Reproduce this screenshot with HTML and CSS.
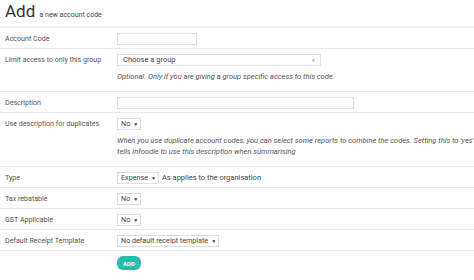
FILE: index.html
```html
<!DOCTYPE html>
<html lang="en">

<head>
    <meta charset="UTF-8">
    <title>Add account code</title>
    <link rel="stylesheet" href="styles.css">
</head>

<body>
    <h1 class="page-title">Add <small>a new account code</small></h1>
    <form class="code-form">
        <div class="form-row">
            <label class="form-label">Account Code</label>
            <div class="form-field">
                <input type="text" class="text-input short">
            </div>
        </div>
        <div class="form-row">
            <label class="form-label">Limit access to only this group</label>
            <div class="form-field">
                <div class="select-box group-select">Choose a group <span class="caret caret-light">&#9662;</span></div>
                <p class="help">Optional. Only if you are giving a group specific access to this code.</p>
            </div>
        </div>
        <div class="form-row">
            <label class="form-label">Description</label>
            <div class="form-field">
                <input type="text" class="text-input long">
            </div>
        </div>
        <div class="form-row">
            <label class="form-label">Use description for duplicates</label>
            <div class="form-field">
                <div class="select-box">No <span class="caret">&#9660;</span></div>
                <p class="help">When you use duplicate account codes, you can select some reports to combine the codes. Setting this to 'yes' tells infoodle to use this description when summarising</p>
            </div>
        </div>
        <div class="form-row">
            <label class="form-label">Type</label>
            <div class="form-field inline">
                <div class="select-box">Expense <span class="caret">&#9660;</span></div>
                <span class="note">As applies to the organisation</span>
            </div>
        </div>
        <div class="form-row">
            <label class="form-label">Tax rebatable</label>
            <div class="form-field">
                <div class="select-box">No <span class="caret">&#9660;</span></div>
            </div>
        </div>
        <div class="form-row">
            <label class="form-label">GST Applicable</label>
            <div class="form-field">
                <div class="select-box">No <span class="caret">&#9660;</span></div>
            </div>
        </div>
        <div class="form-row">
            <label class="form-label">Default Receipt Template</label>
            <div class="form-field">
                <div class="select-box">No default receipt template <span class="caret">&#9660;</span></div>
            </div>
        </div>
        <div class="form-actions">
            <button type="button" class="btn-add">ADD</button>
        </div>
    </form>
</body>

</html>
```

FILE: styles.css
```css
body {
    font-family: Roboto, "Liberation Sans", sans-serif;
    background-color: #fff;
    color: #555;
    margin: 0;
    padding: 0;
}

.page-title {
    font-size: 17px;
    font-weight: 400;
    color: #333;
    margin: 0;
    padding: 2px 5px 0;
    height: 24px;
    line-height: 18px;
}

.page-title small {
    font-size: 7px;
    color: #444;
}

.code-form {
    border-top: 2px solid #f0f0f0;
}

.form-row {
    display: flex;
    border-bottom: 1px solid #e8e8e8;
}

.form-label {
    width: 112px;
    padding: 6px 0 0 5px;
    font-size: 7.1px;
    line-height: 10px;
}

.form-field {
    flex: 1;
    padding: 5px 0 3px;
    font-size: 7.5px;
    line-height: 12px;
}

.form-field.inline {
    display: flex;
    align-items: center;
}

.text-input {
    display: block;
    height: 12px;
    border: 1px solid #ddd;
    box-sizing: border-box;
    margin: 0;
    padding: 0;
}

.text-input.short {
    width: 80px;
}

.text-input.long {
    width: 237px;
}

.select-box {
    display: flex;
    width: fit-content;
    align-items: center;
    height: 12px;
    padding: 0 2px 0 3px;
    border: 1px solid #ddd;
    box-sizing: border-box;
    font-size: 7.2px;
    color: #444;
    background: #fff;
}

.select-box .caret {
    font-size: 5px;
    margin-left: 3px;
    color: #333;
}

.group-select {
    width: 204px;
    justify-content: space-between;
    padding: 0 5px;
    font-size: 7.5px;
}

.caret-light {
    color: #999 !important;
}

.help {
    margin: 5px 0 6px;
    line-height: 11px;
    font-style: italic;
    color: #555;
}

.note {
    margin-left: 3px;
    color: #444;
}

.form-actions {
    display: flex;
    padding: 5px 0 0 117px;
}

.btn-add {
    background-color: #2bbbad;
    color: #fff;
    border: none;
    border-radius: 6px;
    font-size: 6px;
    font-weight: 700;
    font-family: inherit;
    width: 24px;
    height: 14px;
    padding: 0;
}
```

....

→ **What needs to be done**:
Using the listing above, work out how many of its lines include "this", and give only the result.

→ **Result below**:
4